Now back to my example. Many business owners keep information from their front line staff. The fear is that the information might be misused or competitors might learn this inside information. Sam Walton respected his front line staff. They weren’t clerks they were associates and he shared information. My daughter early in her working life worked in a Walmart store. She wasn’t “part-time” she was a “prime-time” employee. On her first day on the job was told exactly what that stores sales were the previous day. Sam felt there was value in sharing the information with everyone as it made them feel an important part of the success of the store. This benefit far outweighed any possible damage that might occur from people outside the company gaining access to the information.
Make your employees feel that they are important to your success. Share information with them and give them an opportunity to show you what they are capable of.
I’ve noticed that some retailers are seriously understaffed. I have gone into stores with the intention of making a purchase and left without the item(s) I needed. I was unable to find the item and was also unable to find any help on the floor. A few years ago when the economy was very strong it was hard to find staff. Today, since the economy slowed, staff are available. Why can’t I find help?
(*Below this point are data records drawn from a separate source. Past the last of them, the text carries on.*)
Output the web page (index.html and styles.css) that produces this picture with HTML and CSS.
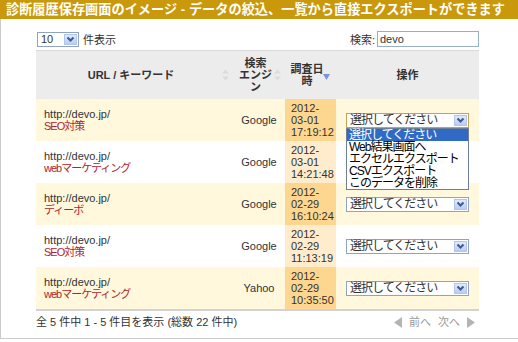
FILE: index.html
```html
<!DOCTYPE html>
<html lang="ja">
<head>
  <meta charset="UTF-8" />
  <title>診断履歴保存画面</title>
  <link rel="stylesheet" href="styles.css">
</head>
<body>

  <h1 class="title">診断履歴保存画面のイメージ - データの絞込、一覧から直接エクスポートができます</h1>

  <div class="content">
    <div class="toolbar">
      <div class="length">
        <span class="select select-small">
          <span>10</span>
          <span class="select-arrow"><svg width="9" height="7" viewBox="0 0 9 7"><polyline points="1.5,1.5 4.5,4.5 7.5,1.5" fill="none" stroke="#3f5a8c" stroke-width="2"/></svg></span>
        </span>
        <span>件表示</span>
      </div>
      <div class="search">
        <span>検索:</span>
        <input class="search-input" type="text" value="devo">
      </div>
    </div>

    <table class="list">
      <colgroup>
        <col class="w-url"><col class="w-engine"><col class="w-date"><col class="w-op">
      </colgroup>
      <thead>
        <tr>
          <th>URL / キーワード<svg class="sort" width="7" height="11" viewBox="0 0 7 11"><polygon points="3.5,0 7,4 0,4" fill="#dcdcdc"/><polygon points="0,7 7,7 3.5,11" fill="#dcdcdc"/></svg></th>
          <th>検索<br>エンジン<svg class="sort" width="7" height="11" viewBox="0 0 7 11"><polygon points="3.5,0 7,4 0,4" fill="#dcdcdc"/><polygon points="0,7 7,7 3.5,11" fill="#dcdcdc"/></svg></th>
          <th>調査日時<svg class="sort sort-on" width="7" height="6" viewBox="0 0 7 6"><polygon points="0,0 7,0 3.5,6" fill="#7b92dc"/></svg></th>
          <th class="th-op">操作</th>
        </tr>
      </thead>
      <tbody>
        <tr class="odd">
          <td class="url">http://devo.jp/<br><span class="keyword">SEO対策</span></td>
          <td class="engine">Google</td>
          <td class="date">2012-<br>03-01<br>17:19:12</td>
          <td class="op">
            <div class="select select-op focus">
              <span>選択してください</span>
              <span class="select-arrow"><svg width="9" height="7" viewBox="0 0 9 7"><polyline points="1.5,1.5 4.5,4.5 7.5,1.5" fill="none" stroke="#3f5a8c" stroke-width="2"/></svg></span>
              <ul class="options">
                <li class="active">選択してください</li>
                <li>Web結果画面へ</li>
                <li>エクセルエクスポート</li>
                <li>CSVエクスポート</li>
                <li>このデータを削除</li>
              </ul>
            </div>
          </td>
        </tr>
        <tr class="even">
          <td class="url">http://devo.jp/<br><span class="keyword">webマーケティング</span></td>
          <td class="engine">Google</td>
          <td class="date">2012-<br>03-01<br>14:21:48</td>
          <td class="op"></td>
        </tr>
        <tr class="odd">
          <td class="url">http://devo.jp/<br><span class="keyword">ディーボ</span></td>
          <td class="engine">Google</td>
          <td class="date">2012-<br>02-29<br>16:10:24</td>
          <td class="op">
            <div class="select select-op">
              <span>選択してください</span>
              <span class="select-arrow"><svg width="9" height="7" viewBox="0 0 9 7"><polyline points="1.5,1.5 4.5,4.5 7.5,1.5" fill="none" stroke="#3f5a8c" stroke-width="2"/></svg></span>
            </div>
          </td>
        </tr>
        <tr class="even">
          <td class="url">http://devo.jp/<br><span class="keyword">SEO対策</span></td>
          <td class="engine">Google</td>
          <td class="date">2012-<br>02-29<br>11:13:19</td>
          <td class="op">
            <div class="select select-op">
              <span>選択してください</span>
              <span class="select-arrow"><svg width="9" height="7" viewBox="0 0 9 7"><polyline points="1.5,1.5 4.5,4.5 7.5,1.5" fill="none" stroke="#3f5a8c" stroke-width="2"/></svg></span>
            </div>
          </td>
        </tr>
        <tr class="odd">
          <td class="url">http://devo.jp/<br><span class="keyword">webマーケティング</span></td>
          <td class="engine">Yahoo</td>
          <td class="date">2012-<br>02-29<br>10:35:50</td>
          <td class="op">
            <div class="select select-op">
              <span>選択してください</span>
              <span class="select-arrow"><svg width="9" height="7" viewBox="0 0 9 7"><polyline points="1.5,1.5 4.5,4.5 7.5,1.5" fill="none" stroke="#3f5a8c" stroke-width="2"/></svg></span>
            </div>
          </td>
        </tr>
      </tbody>
    </table>

    <div class="footer">
      <div class="info">全 5 件中 1 - 5 件目を表示 (総数 22 件中)</div>
      <div class="pager">
        <svg width="8" height="11" viewBox="0 0 8 11"><polygon points="8,0 8,11 0,5.5" fill="#b4b4b4"/></svg>
        <span>前へ</span>
        <span>次へ</span>
        <svg width="8" height="11" viewBox="0 0 8 11"><polygon points="0,0 0,11 8,5.5" fill="#b4b4b4"/></svg>
      </div>
    </div>
  </div>

</body>
</html>
```

FILE: styles.css
```css
body {
  margin: 0;
  font-family: "Liberation Sans", "Noto Sans CJK JP", sans-serif;
  font-size: 11px;
  color: #333;
  background: #fff;
}
.title {
  margin: 0;
  height: 19px;
  line-height: 19px;
  padding-left: 6px;
  background: #c9990b;
  color: #fff;
  font-size: 13.2px;
  font-weight: bold;
  white-space: nowrap;
  overflow: hidden;
}
.content {
  height: 320px;
  box-sizing: border-box;
  padding: 12px 39px 0 35px;
  border-left: 1px solid #cbcbcb;
  border-bottom: 1px solid #cbcbcb;
}
.toolbar {
  display: flex;
  justify-content: space-between;
  align-items: center;
  height: 16px;
  margin-bottom: 3px;
}
.length {
  display: flex;
  align-items: center;
  gap: 4px;
  margin-left: 1px;
}
.search {
  display: flex;
  align-items: center;
  gap: 2px;
}
.search-input {
  width: 102px;
  height: 16px;
  box-sizing: border-box;
  margin: 0;
  padding: 0 2px;
  border: 1px solid #98afc6;
  font: inherit;
  color: #333;
}

/* fake select boxes */
.select {
  position: relative;
  display: flex;
  align-items: center;
  justify-content: space-between;
  height: 15px;
  box-sizing: border-box;
  padding: 0 1px 0 3px;
  border: 1px solid #8ea4c1;
  background: #fff;
}
.select-small {
  width: 42px;
}
.select-op {
  width: 123px;
  font-size: 12px;
  letter-spacing: -1px;
}
.select.focus {
  border-color: #c9a14f;
}
.select-arrow {
  display: flex;
  align-items: center;
  justify-content: center;
  width: 13px;
  height: 11px;
  box-sizing: border-box;
  border: 1px solid #b3c5ea;
  background: linear-gradient(#e1e9fc, #b8ccf5);
}
.options {
  position: absolute;
  left: -1px;
  top: 14px;
  width: 123px;
  margin: 0;
  padding: 0;
  list-style: none;
  box-sizing: border-box;
  border: 1px solid #6f7f95;
  background: #fff;
  color: #000;
  z-index: 2;
}
.options li {
  line-height: 12px;
  padding-left: 2px;
}
.options .active {
  background: #316ac5;
  color: #fff;
}

/* table */
.list {
  width: 443px;
  border-collapse: collapse;
  table-layout: fixed;
  border-bottom: 2px solid #d2d2d2;
}
.w-url { width: 197px; }
.w-engine { width: 52px; }
.w-date { width: 51px; }
.w-op { width: 143px; }
th {
  position: relative;
  height: 48px;
  padding: 0 11px 0 4px;
  background: #ececec;
  border-top: 1px solid #d9d9d9;
  line-height: 12px;
  font-weight: bold;
  text-align: center;
}
.th-op {
  padding: 0;
}
.sort {
  position: absolute;
  right: 4px;
  top: 50%;
  transform: translateY(-50%);
}
.sort-on {
  right: 6px;
  margin-top: 2px;
}
td {
  height: 42px;
  padding: 0;
  line-height: 12px;
  vertical-align: middle;
}
.odd td {
  background: #fff8dc;
}
.odd td.date {
  background: #fdd690;
}
.even td.date {
  background: #feeccd;
}
.url {
  padding-left: 8px;
}
.keyword {
  color: #b3222a;
  letter-spacing: -1px;
}
.engine {
  text-align: center;
}
.date {
  padding-left: 6px;
}
.op {
  padding-left: 10px;
}

.footer {
  display: flex;
  justify-content: space-between;
  align-items: center;
  padding-top: 4px;
  line-height: 14px;
}
.pager {
  display: flex;
  align-items: center;
  gap: 7px;
  margin-right: 4px;
  color: #999;
}
```
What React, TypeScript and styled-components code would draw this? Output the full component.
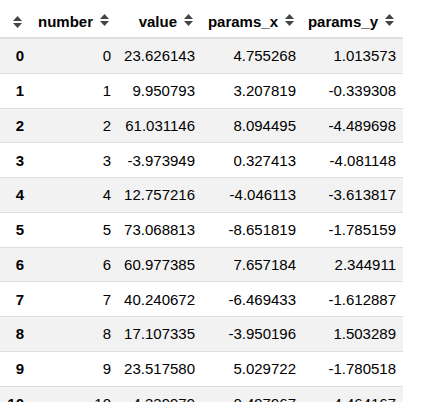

Some of my retail clients tell me they have benefited from the downturn. They are able to get and keep good staff. If a store has no staff on the floor they are cutting expenses which is false economy. Good staff on the floor help customers find the things they need. Well trained staff can also interest customers in additional purchases.
Your people are a critical component of your success in retail. They are the point of contact with your customers and therefore they are the face of your business. Jan Carlzon calls there interactions between customers and staff “Moments of Truth” which is the title of his book. Carlzon was the CEO of Scandinavian Airlines (SAS). He empowered his front line staff to deal with a problem in the way that they would want the problem dealt with if they were the customer. Under his leadership the airline experienced a dramatic turnaround. When a store has no staff they sacrifice not only sales but the opportunity to make connections with customers.